Currently, they are hoping to find edits that are "likely" to be damaging (operationalized as recall_at_precision(min_precision=0.6) == 0.879) and "very likely" to be goodfaith (operationalized as recall_at_precision(min_precision=0.995) == 0.86), but they aren't finding any in practice.

This task is done when we explore what the implications of these operationalizations. Is it a failure of the prediction models that we can't find these edits? Or is it an improper operationalization?

Event Timeline

Halfak lowered the priority of this task from High to Medium.Apr 27 2017, 2:38 PM
Halfak moved this task from Unsorted to New development on the Machine-Learning-Team board.

I plan to examine this tomorrow. My general strategy will be this:

  1. Gather random sample of revisions from Wikipedia (using recentchanges)
  2. Score all revisions in the sample and obtain the damaging.true and goodfaith.true scores
  3. Plot intersections between scores. Spot check a small sample of likely damaging and likely good-faith scores
  4. Report and make recommendations.

My analysis: https://meta.wikimedia.org/wiki/Research_talk:Automated_classification_of_edit_quality/Work_log/2017-05-04

My recommendation: Don't set such strict thresholds.
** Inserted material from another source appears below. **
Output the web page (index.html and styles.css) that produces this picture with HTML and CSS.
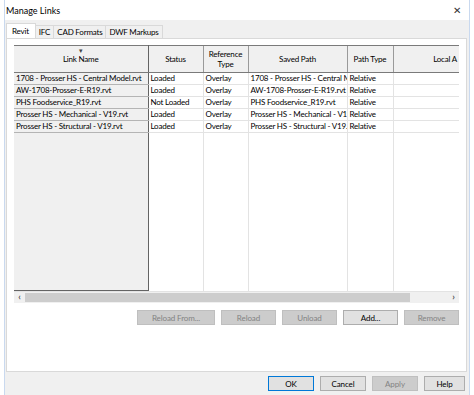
FILE: index.html
```html
<!DOCTYPE html>
<html lang="en">
<head>
  <meta charset="UTF-8">
  <title>Manage Links</title>
  <link rel="stylesheet" href="styles.css">
</head>
<body>
  <div class="window">
    <div class="titlebar">
      <span class="title">Manage Links</span>
      <span class="close">✕</span>
    </div>
    <div class="body">
      <div class="tabs">
        <div class="tab active">Revit</div>
        <div class="tab">IFC</div>
        <div class="tab">CAD Formats</div>
        <div class="tab">DWF Markups</div>
      </div>
      <div class="panel">
        <div class="grid">
          <table>
            <colgroup>
              <col class="c-name"><col class="c-status"><col class="c-type"><col class="c-path"><col class="c-ptype"><col class="c-local">
            </colgroup>
            <thead>
              <tr>
                <th class="name"><span class="sort">▾</span>Link Name</th>
                <th>Status</th>
                <th>Reference<br>Type</th>
                <th>Saved Path</th>
                <th>Path Type</th>
                <th class="local">Local A</th>
              </tr>
            </thead>
            <tbody>
              <tr><td class="name">1708 - Prosser HS - Central Model.rvt</td><td>Loaded</td><td>Overlay</td><td>1708 - Prosser HS - Central Model.rvt</td><td>Relative</td><td></td></tr>
              <tr><td class="name">AW-1708-Prosser-E-R19.rvt</td><td>Loaded</td><td>Overlay</td><td>AW-1708-Prosser-E-R19.rvt</td><td>Relative</td><td></td></tr>
              <tr><td class="name">PHS Foodservice_R19.rvt</td><td>Not Loaded</td><td>Overlay</td><td>PHS Foodservice_R19.rvt</td><td>Relative</td><td></td></tr>
              <tr><td class="name">Prosser HS - Mechanical - V19.rvt</td><td>Loaded</td><td>Overlay</td><td>Prosser HS - Mechanical - V19.rvt</td><td>Relative</td><td></td></tr>
              <tr><td class="name">Prosser HS - Structural - V19.rvt</td><td>Loaded</td><td>Overlay</td><td>Prosser HS - Structural - V19.rvt</td><td>Relative</td><td></td></tr>
              <tr class="filler"><td class="name"></td><td></td><td></td><td></td><td></td><td></td></tr>
            </tbody>
          </table>
          <div class="hscroll">
            <span class="arrow">‹</span>
            <span class="thumb"></span>
            <span class="track"></span>
            <span class="arrow">›</span>
          </div>
        </div>
        <div class="actions">
          <button class="btn off wide">Reload From...</button>
          <button class="btn off">Reload</button>
          <button class="btn off">Unload</button>
          <button class="btn">Add...</button>
          <button class="btn off">Remove</button>
        </div>
      </div>
      <div class="footer">
        <button class="btn ok">OK</button>
        <button class="btn">Cancel</button>
        <button class="btn off">Apply</button>
        <button class="btn help">Help</button>
      </div>
    </div>
  </div>
</body>
</html>
```

FILE: styles.css
```css
body {
  margin: 0;
  background: #ffffff;
  font-family: Lato, 'Open Sans', sans-serif;
  font-size: 8px;
  color: #000000;
}
.window {
  margin-left: 4px;
  width: 464px;
  height: 395px;
  border-left: 1px solid #c9d9ef;
  border-right: 1px solid #c9d9ef;
  display: flex;
  flex-direction: column;
}
.titlebar {
  height: 20px;
  display: flex;
  align-items: center;
  justify-content: space-between;
  padding: 0 8px 0 1px;
  background: #ffffff;
}
.title {
  font-size: 9px;
}
.close {
  font-size: 10px;
  color: #333333;
}
.body {
  flex: 1;
  background: #f0f0f0;
  display: flex;
  flex-direction: column;
  padding: 4px 2px 0 1px;
}
.tabs {
  display: flex;
  height: 14px;
  align-items: flex-end;
  letter-spacing: -0.2px;
}
.tab {
  height: 12px;
  line-height: 12px;
  padding: 0 3px;
  border: 1px solid #d9d9d9;
  border-bottom: none;
  margin-left: -1px;
  background: #f0f0f0;
  white-space: nowrap;
}
.tab:first-child {
  margin-left: 0;
}
.tab.active {
  height: 14px;
  line-height: 14px;
  background: #ffffff;
  padding: 0 6px 0 5px;
  position: relative;
  z-index: 1;
}
.panel {
  height: 334px;
  background: #ffffff;
  border: 1px solid #d9d9d9;
  padding: 6px 7px 0 7px;
  box-sizing: border-box;
}
.grid {
  width: 445px;
}
table {
  width: 445px;
  table-layout: fixed;
  border-collapse: collapse;
  letter-spacing: -0.2px;
}
.c-name { width: 134px; }
.c-status { width: 55px; }
.c-type { width: 45px; }
.c-path { width: 99px; }
.c-ptype { width: 46px; }
.c-local { width: 66px; }
th {
  height: 26px;
  background: #f0f0f0;
  border-top: 1px solid #7a7a7a;
  border-bottom: 1px solid #7a7a7a;
  border-left: 1px solid #9a9a9a;
  font-weight: normal;
  line-height: 10px;
  padding: 0;
  text-align: center;
}
th:first-child {
  border-left: none;
}
th.name {
  border-right: 1px solid #646464;
  position: relative;
}
.sort {
  position: absolute;
  top: 1px;
  left: 0;
  right: 0;
  font-size: 7px;
  line-height: 6px;
  color: #444444;
}
th.local {
  text-align: right;
  padding-right: 2px;
}
td {
  height: 11px;
  line-height: 11px;
  padding: 0 2px;
  border-bottom: 1px solid #e3e3e3;
  border-left: 1px solid #e3e3e3;
  white-space: nowrap;
  overflow: hidden;
  text-overflow: clip;
}
td.name {
  background: #f0f0f0;
  border-left: none;
  border-right: 1px solid #646464;
  border-bottom: 1px solid #b4b4b4;
}
.filler td {
  height: 157px;
  border-bottom: none;
}
.filler td.name {
  border-bottom: 1px solid #646464;
}
.hscroll {
  display: flex;
  height: 11px;
  background: #f0f0f0;
  border-top: 1px solid #e3e3e3;
}
.arrow {
  width: 11px;
  line-height: 10px;
  text-align: center;
  font-size: 9px;
  font-weight: bold;
  color: #505050;
}
.thumb {
  width: 385px;
  background: #cdcdcd;
  margin: 1px 0;
}
.track {
  flex: 1;
}
.actions {
  display: flex;
  justify-content: flex-end;
  gap: 6px;
  margin-top: 7px;
}
.btn {
  height: 15px;
  width: 55px;
  padding: 0;
  font-family: Lato, 'Open Sans', sans-serif;
  font-size: 8px;
  letter-spacing: -0.1px;
  background: #e1e1e1;
  border: 1px solid #adadad;
  color: #000000;
}
.btn.off {
  background: #cccccc;
  border-color: #bfbfbf;
  color: #838383;
}
.btn.wide {
  width: 78px;
}
.footer {
  display: flex;
  justify-content: flex-end;
  gap: 6px;
  padding: 4px 2px 0 0;
}
.footer .btn {
  width: 46px;
}
.footer .btn.help {
  width: 41px;
}
.btn.ok {
  border-color: #0078d7;
}
```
Models will still be useful at lower levels of confidence.

Thanks @Halfak . Since we already have a lower-probability Quality filter ("May have problems"), I assume you are suggesting we lower the "Very likely good faith" filter threshold some? (Just to point out: it's already possible to find intersections between t "May have problems," and "Very likely good faith." The problem is that the lower probability of the "May" filter is not ideal, so it would be nice to be able to use "Likely have problems.")

In terms of the thresholds reflected int his spreadsheet, what settings would yo recommend?

@jmatazzoni, I recommend the threshold I used in the analysis filter_rate_at_recall(min_recall=0.75) for damaging and recall_at_precision(min_precision=0.99) for goodfaith as that gave me useful results.

@Halfak, thanks for the recommendations. Let me take them in turn to make sure I understand:

Move goodfaith to .99.

Good idea. I see no downside. I'll put in a ticket to make this happen.

Move "damaging" to .75.

I didn't know we had a recall=.75 setting. I don't think this would work for our "Likely" filter, since it would provide precision of, what, something like 20%? That's not what most people mean by "likely," and it doesn't provide much differentiation from the "May" filter levels.

Why don't we try moving "Likely have problems" to precision=.45 and see how that goes, with the other change. What do you think?

@jmatazzoni, I don't think that precision-focused thresholds match the use-case of damage patrolling -- whether it is focused on good-faith damage or vandalism. I believe that basing thresholds on recall is how patrollers would rather direct their work. After all, a prediction with high precision and low recall would not allow a patroller to catch "most of the damage". I think the naming scheme for the thresholds used in ERI is unfortunate in this regard and I'm not sure what direction I'd recommend from a product perspective. If you'll recall, I brought up this concern several times during the initial designs of the ERI filters.

In my qualitative analysis of edits that met this threshold, I found that 19 out of 30 were some version of damaging. Using a chi^2 statistic, we can say with 95% confidence that the precision at that threshold is between 43.9% and 79.5% for a sample of recent, non-bot edits (last 30 days at the time I ran the query).

We are getting intersection now, so I'm closing this ticket. But we'll keep an eye on the issue of whether the results from "V. likely good faith" + "Likely problems" are useful to users.